Bordentown’s richest historical heritage centers on the Revolutionary War. In the 1770s the city was a hotbed of anti-British sentiment, embodied best by the country’s most criminally neglected Founding Father, Thomas Paine, author of “Common Sense” and “The Age of Reason.” Benjamin Franklin is known to have visited Paine’s home, and the man’s rabble-rouser friends, such as Francis Hopkinson (signer of the Declaration of Independence), Oakey Hoagland, and Joseph Kirkbride, incensed the British so much that His Majesty’s Army occupied and pillaged the city in the late 1770s.

Today there is a statue of Paine near the bluffs on Prince Street. Bordentown City is the only place in the world in which Paine ever owned property, and though his house is gone, its foundation remains; 2 West Church Street is a recognized landmark.

After the war Bordentown developed a reputation for progressive thinking. St. Mary’s Hall, an all-girls’ Episcopal school founded in 1837, was the country’s first school to offer classical education in Greek, Latin, and French to girls. Clara Barton, founder of the American Red Cross, established the state’s first public school here, and the city was home to the Manual Training and Industrial School, a school for blacks founded after the Civil War and one of the few elite boarding schools for black youth in the late 19th century.

Bordentown also became an important stop on the Underground Railroad. A house on Burlington Street (no longer standing) was a pivotal stop for slaves heading north to New York.

Perhaps the city’s most unusual claim to fame is as the home of Napoleon Bonaparte’s brother, Joseph, whom Napoleon had once named the king of Spain, Naples, Sicily, and the Indies. Joseph, though no longer royalty, was a host extraordinaire in the early 19th century. His Pointe Breeze home (the grounds of which now host the Divine Word Seminary and parts of the Pointe Breeze apartments) was a playground for Daniel Webster and President John Quincy Adams, among others.

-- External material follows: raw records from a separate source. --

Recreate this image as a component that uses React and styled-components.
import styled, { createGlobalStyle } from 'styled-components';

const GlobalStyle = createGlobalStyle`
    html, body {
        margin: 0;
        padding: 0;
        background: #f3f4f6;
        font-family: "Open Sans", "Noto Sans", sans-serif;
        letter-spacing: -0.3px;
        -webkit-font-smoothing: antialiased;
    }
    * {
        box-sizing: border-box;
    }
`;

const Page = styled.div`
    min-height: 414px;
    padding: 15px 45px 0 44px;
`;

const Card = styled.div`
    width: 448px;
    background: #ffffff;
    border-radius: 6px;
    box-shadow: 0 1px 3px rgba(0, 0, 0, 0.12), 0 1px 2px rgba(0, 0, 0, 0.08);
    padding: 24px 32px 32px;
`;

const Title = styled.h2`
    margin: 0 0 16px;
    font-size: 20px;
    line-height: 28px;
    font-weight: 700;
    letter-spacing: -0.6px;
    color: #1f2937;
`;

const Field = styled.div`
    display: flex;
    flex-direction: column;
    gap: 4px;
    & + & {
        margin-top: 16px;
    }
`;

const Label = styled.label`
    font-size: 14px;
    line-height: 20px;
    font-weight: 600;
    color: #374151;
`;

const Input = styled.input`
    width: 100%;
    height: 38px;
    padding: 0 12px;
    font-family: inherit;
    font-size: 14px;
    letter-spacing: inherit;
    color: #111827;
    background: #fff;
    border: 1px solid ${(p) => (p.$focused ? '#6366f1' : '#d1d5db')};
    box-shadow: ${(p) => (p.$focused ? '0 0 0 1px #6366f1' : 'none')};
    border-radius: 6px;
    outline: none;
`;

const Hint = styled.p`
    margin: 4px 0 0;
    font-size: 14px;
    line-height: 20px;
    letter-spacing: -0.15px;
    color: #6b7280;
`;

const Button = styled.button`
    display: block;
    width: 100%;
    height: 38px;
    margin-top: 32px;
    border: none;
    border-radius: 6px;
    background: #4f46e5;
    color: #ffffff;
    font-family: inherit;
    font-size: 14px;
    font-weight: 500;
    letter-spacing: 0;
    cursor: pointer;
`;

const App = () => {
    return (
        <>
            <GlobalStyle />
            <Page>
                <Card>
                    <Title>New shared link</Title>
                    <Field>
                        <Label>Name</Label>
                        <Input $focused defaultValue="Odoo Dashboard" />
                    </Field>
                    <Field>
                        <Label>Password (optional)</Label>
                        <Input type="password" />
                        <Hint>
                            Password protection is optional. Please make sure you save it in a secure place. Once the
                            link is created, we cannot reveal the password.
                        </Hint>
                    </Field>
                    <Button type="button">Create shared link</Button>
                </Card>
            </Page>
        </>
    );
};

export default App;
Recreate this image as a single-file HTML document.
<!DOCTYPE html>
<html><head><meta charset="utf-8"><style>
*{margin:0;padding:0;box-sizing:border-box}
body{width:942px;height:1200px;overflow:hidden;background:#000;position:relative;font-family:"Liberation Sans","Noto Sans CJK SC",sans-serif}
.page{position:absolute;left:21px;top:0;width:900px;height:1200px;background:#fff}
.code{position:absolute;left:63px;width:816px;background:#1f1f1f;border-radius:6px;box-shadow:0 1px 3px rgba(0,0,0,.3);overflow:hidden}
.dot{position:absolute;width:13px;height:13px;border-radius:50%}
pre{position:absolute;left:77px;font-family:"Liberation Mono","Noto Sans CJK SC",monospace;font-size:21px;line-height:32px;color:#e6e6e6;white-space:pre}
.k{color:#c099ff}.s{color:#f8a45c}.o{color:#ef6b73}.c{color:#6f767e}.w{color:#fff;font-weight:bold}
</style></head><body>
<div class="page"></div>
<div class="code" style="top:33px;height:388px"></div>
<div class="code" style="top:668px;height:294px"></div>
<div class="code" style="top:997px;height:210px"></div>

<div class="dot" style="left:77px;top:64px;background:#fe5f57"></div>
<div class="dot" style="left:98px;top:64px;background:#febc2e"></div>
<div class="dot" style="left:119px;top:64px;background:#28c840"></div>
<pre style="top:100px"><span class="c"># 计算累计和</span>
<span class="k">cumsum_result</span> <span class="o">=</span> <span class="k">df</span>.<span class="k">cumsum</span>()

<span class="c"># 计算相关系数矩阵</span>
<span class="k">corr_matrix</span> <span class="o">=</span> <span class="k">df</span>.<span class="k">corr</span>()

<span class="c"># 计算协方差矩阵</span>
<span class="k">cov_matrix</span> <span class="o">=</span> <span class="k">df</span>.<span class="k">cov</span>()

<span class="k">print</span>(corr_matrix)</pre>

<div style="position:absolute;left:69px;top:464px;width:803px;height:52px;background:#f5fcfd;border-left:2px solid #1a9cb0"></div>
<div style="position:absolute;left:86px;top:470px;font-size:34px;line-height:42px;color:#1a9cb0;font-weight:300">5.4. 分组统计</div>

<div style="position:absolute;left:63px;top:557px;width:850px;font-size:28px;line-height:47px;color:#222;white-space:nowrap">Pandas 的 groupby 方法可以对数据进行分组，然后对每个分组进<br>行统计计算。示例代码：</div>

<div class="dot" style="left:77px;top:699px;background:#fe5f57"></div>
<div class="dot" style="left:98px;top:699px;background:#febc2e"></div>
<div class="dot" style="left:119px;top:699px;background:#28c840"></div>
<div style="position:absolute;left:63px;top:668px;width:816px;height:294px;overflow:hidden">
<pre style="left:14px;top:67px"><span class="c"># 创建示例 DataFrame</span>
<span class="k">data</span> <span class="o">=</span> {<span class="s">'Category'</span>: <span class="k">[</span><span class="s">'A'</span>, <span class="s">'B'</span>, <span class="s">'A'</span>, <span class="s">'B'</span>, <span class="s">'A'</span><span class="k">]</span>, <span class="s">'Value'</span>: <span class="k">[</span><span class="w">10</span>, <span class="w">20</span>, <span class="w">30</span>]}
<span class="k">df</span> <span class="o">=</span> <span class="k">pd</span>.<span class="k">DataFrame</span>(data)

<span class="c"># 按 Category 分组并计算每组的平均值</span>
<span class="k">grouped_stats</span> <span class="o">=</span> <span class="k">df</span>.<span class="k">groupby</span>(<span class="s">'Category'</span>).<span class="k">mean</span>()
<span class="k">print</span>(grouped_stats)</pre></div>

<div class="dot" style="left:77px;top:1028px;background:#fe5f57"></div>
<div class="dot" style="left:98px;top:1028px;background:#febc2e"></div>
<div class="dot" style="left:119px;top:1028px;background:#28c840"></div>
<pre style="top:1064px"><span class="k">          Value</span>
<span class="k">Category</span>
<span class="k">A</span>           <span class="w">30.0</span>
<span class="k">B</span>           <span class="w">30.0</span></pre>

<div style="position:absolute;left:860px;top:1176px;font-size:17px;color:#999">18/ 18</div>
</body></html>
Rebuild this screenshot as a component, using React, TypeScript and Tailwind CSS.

Churches and religious orders dominated the 1900s in Bordentown City. Today the estate of Poor Clare nuns on Crosswicks Street now serves as a retirement home for the general public. Poor Clare’s sits just a few yards from the home of Richard Watson Gilder, editor of Century, a late 19th-century progressive magazine that championed no end of social reforms.

Though Bordentown went through several down decades following World War II, the city bounced back in the late 1990s and early 2000s as hub of bookstores (there were five within three blocks just a few years ago), antiques, and fine dining. These days most visitors associate the city as the new home for top-notch Italian dining, now that Trenton has lost the claim. It remains a progressive town, possessive of its history, and friendly to artists and creative brains.